At the end of the filing, however:
Defendant reserves the right to amend this Answer upon the resolution of any criminal investigation or related proceedings.
This last bit is clearly intended to allow Garza a chance to later plead out of the case while giving away nothing at present.
The case has largely fallen off the radar of cryptocurrency enthusiasts, who’ve become more engrossed in the various aspects of Bitcoin’s block size debate as well as the stellar growth in the price of Bitcoin which have both happened during the intervening months.
For this reason, this writer, who covered the scandal in depth culminating in a full-scale rebuke of the dozens of individuals who consciously defended Garza’s every move up until the bitter end, will quickly give the reader the rundown of the GAW Miners Hashlet scam.
- GAW Miners began as a hardware provider. Their hardware was largely rebranded Chinese equipment, but at this time they were at least delivering tangible products.
- In August of 2014, GAW began selling “hashlets,” or virtual mining contracts. According to the SEC, Garza and his cohorts knowingly falsified claims in regards to said hashlets and their actual return-on-investment. Additionally, GAW faces an ongoing lawsuit in Mississippi for unpaid electrical bills. Like nearly all virtual mining, Hashlets would later prove to be not just unprofitable but for many, a total loss.
- According to the SEC, at least 10,000 users were fooled out of bitcoins.
- Around December, 2014, Paycoin (XPY) was launched. Paycoin was a poorly modified fork of Peercoin which had the added feature of “prime nodes” which would receive insane interest payments. These prime nodes were issued primarily to members of GAW Miners as well as a few loyal community members. During the run-up to launch, Garza touted that Paycoin would sell for $20 per coin. Later, Paybase, a related effort, offered a “repurchase” program which never actually happened. Today, the totality of Paycoin, which was eventually taken over by its disparate community, has a value of around 25 bitcoins. Were it to be actually worth $20 per coin, this net worth would actually be closer $233M, or 233,000 BTC.
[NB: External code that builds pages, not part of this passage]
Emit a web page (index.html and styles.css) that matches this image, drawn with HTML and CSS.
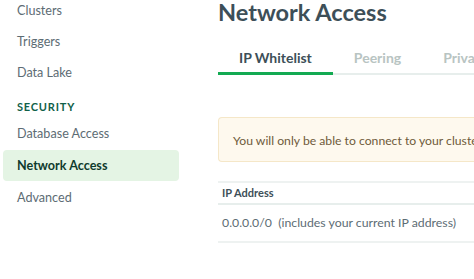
FILE: index.html
```html
<!DOCTYPE html>
<html>
<head>
<meta charset="utf-8">
<link rel="stylesheet" href="styles.css">
</head>
<body>
<div class="page">
  <nav class="sidebar">
    <ul class="nav-group first">
      <li class="nav-item">Clusters</li>
      <li class="nav-item">Triggers</li>
      <li class="nav-item">Data Lake</li>
    </ul>
    <div class="nav-header">SECURITY</div>
    <ul class="nav-group">
      <li class="nav-item">Database Access</li>
      <li class="nav-item active">Network Access</li>
      <li class="nav-item">Advanced</li>
    </ul>
  </nav>
  <main class="main">
    <h1 class="title">Network Access</h1>
    <div class="tabs">
      <div class="tab active">IP Whitelist</div>
      <div class="tab">Peering</div>
      <div class="tab">Private Endpoint</div>
    </div>
    <div class="banner">You will only be able to connect to your cluster from a trusted IP address.</div>
    <div class="table">
      <div class="th">IP Address</div>
      <div class="td">0.0.0.0/0&nbsp;&nbsp;(includes your current IP address)</div>
    </div>
  </main>
</div>
</body>
</html>
```

FILE: styles.css
```css
html, body {
  margin: 0;
  padding: 0;
  background: #ffffff;
  overflow: hidden;
}
body {
  font-family: "Lato", "Liberation Sans", Arial, sans-serif;
  width: 474px;
  height: 279px;
}
.page {
  display: flex;
  align-items: flex-start;
}
.sidebar {
  width: 218px;
  flex: none;
  padding-left: 3px;
  box-sizing: border-box;
}
.nav-group {
  list-style: none;
  margin: 0;
  padding: 0;
  display: flex;
  flex-direction: column;
  gap: 1px;
  width: 176px;
}
.nav-group.first {
  margin-top: -5px;
  gap: 0;
}
.nav-item {
  height: 31px;
  line-height: 31px;
  padding-left: 14px;
  font-size: 12.6px;
  color: #5d6c74;
  border-radius: 4px;
}
.nav-item.active {
  background: #e4f4e4;
  color: #0f3b2d;
  font-weight: 700;
}
.nav-header {
  margin: 12px 0 4px 14px;
  height: 14px;
  line-height: 14px;
  font-size: 11px;
  font-weight: 700;
  letter-spacing: 0.8px;
  color: #116149;
}
.main {
  flex: 1;
  min-width: 0;
  overflow: hidden;
}
.title {
  margin: 0;
  margin-top: -2px;
  font-size: 23.5px;
  line-height: 28px;
  font-weight: 700;
  color: #3d4f58;
  white-space: nowrap;
}
.tabs {
  display: flex;
  margin-top: 18px;
  border-bottom: 2px solid #e7eeec;
  white-space: nowrap;
}
.tab {
  flex: none;
  padding: 0 21px;
  height: 28px;
  line-height: 28px;
  font-size: 14px;
  font-weight: 700;
  color: #b8c4c2;
  margin-bottom: -2px;
  border-bottom: 3px solid transparent;
}
.tab.active {
  color: #3d4f58;
  border-bottom-color: #13aa52;
}
.banner {
  margin-top: 42px;
  height: 45px;
  line-height: 45px;
  box-sizing: border-box;
  padding-left: 14px;
  background: #fef9ee;
  border: 1px solid #f5e7c8;
  border-right: none;
  border-radius: 4px 0 0 4px;
  font-size: 12.2px;
  color: #6f5b3b;
  white-space: nowrap;
  overflow: hidden;
}
.table {
  margin-top: 19px;
  border-top: 2px solid #eef2f1;
}
.th {
  height: 20px;
  line-height: 20px;
  padding-left: 4px;
  font-size: 11px;
  font-weight: 700;
  color: #3d4f58;
  border-bottom: 2px solid #e7eeec;
}
.td {
  height: 36px;
  line-height: 36px;
  padding-left: 4px;
  font-size: 12.3px;
  color: #5d6c74;
  border-bottom: 2px solid #eef2f1;
  white-space: nowrap;
}
```
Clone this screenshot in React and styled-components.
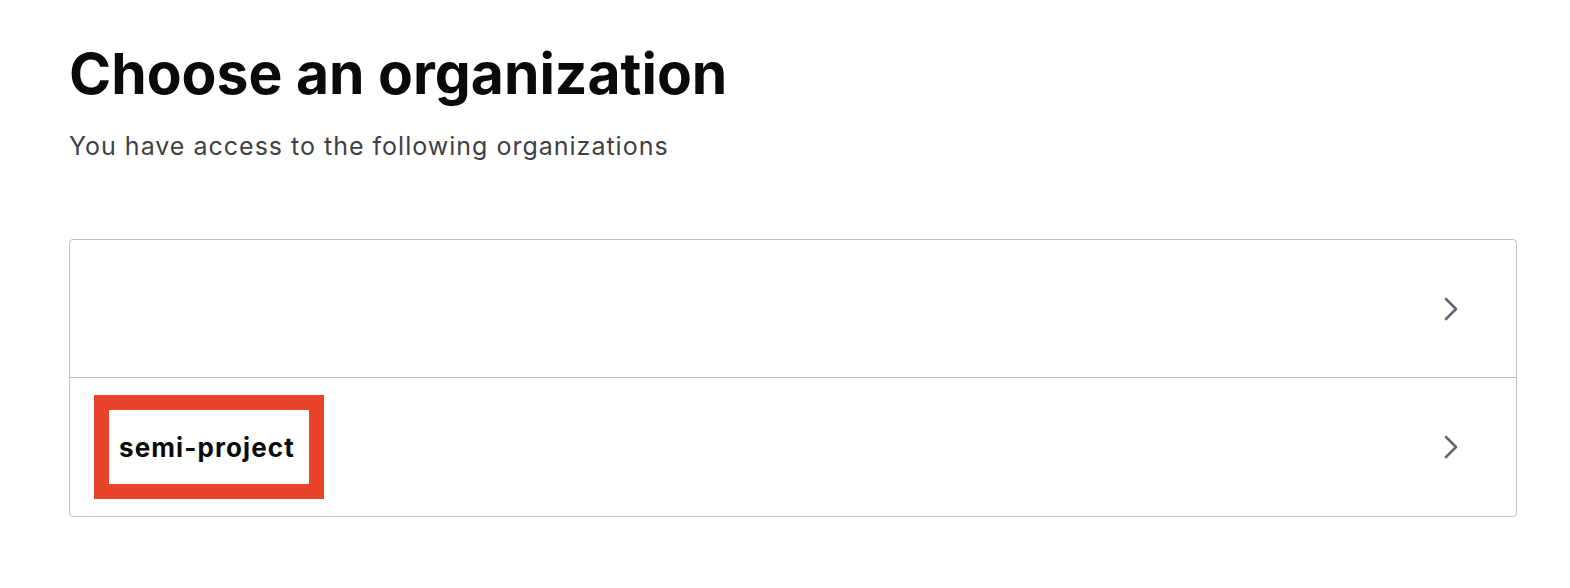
import React from 'react';
import styled, { createGlobalStyle } from 'styled-components';

const GlobalStyle = createGlobalStyle`
  html, body {
    margin: 0;
    padding: 0;
    background: #ffffff;
  }
  body {
    font-family: Inter, "Noto Sans", "Liberation Sans", sans-serif;
    color: #0a0a0a;
  }
`;

const Page = styled.div`
  padding: 40px 56px 0 69px;
  width: 1570px;
  box-sizing: border-box;
`;

const Title = styled.h1`
  margin: 0;
  font-size: 57px;
  font-weight: 700;
  line-height: 68px;
  letter-spacing: 0;
  color: #0a0a0a;
`;

const Subtitle = styled.p`
  margin: 22px 0 0;
  font-size: 25px;
  line-height: 32px;
  font-weight: 400;
  letter-spacing: 1px;
  color: #3f3f46;
`;

const OrgList = styled.div`
  margin-top: 77px;
  width: 1446px;
  border: 1px solid #c0c0c5;
  border-radius: 4px;
  display: flex;
  flex-direction: column;
`;

const OrgRow = styled.div`
  height: ${props => props.height}px;
  display: flex;
  align-items: center;
  justify-content: space-between;
  padding: 0 58px 0 24px;
  border-top: ${props => props.first ? 'none' : '1px solid #c0c0c5'};
  cursor: pointer;
`;

const Highlight = styled.div`
  border: 15px solid #e9432a;
  padding: 0 10px;
  width: 230px;
  height: 104px;
  box-sizing: border-box;
  display: flex;
  align-items: center;
`;

const OrgName = styled.span`
  font-size: 26px;
  font-weight: 700;
  color: #0a0a0a;
  letter-spacing: 1.1px;
`;

const Chevron = () => (
  <svg width="14" height="24" viewBox="0 0 14 24" fill="none">
    <path d="M2 2 L12 12 L2 22" stroke="#63666e" strokeWidth="2.6" strokeLinecap="round" strokeLinejoin="round" />
  </svg>
);

export default function App() {
  return (
    <>
      <GlobalStyle />
      <Page>
        <Title>Choose an organization</Title>
        <Subtitle>You have access to the following organizations</Subtitle>
        <OrgList>
          <OrgRow first height={137}>
            <span />
            <Chevron />
          </OrgRow>
          <OrgRow height={138}>
            <Highlight>
              <OrgName>semi-project</OrgName>
            </Highlight>
            <Chevron />
          </OrgRow>
        </OrgList>
      </Page>
    </>
  );
}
- The amplification of the scandal surrounding Paycoin coincided with the failure of its primary, most vocally supportive exchange, Cryptsy. Up until that time, Cryptsy was one of the largest trading platforms for alternative cryptocurrencies. While ShapeShift.io quickly delisted Paycoin after “fraud concerns,” Cryptsy listed the currency until its last gasp. It is important to note that Cryptsy was an owner of a prime node. Pseudonymous CCN writer Hiro Nakamura cautioned Cryptsy to get away from Paycoin, to no avail. Thus far there has never been a linkage of the Paycoin scandal and the exit scam of Cryptsy, but the two happened with such coincidence that it is hard not to draw a straight line.
At CCN, our memory is long and we look forward to soon reporting on the outcome of Garza’s SEC trial. There is not much that can be done for those who were repeatedly warned against doing business with anything Garza touched, but we can help to ensure that no future cryptocurrency project fomented by him or his cohorts goes unnoticed.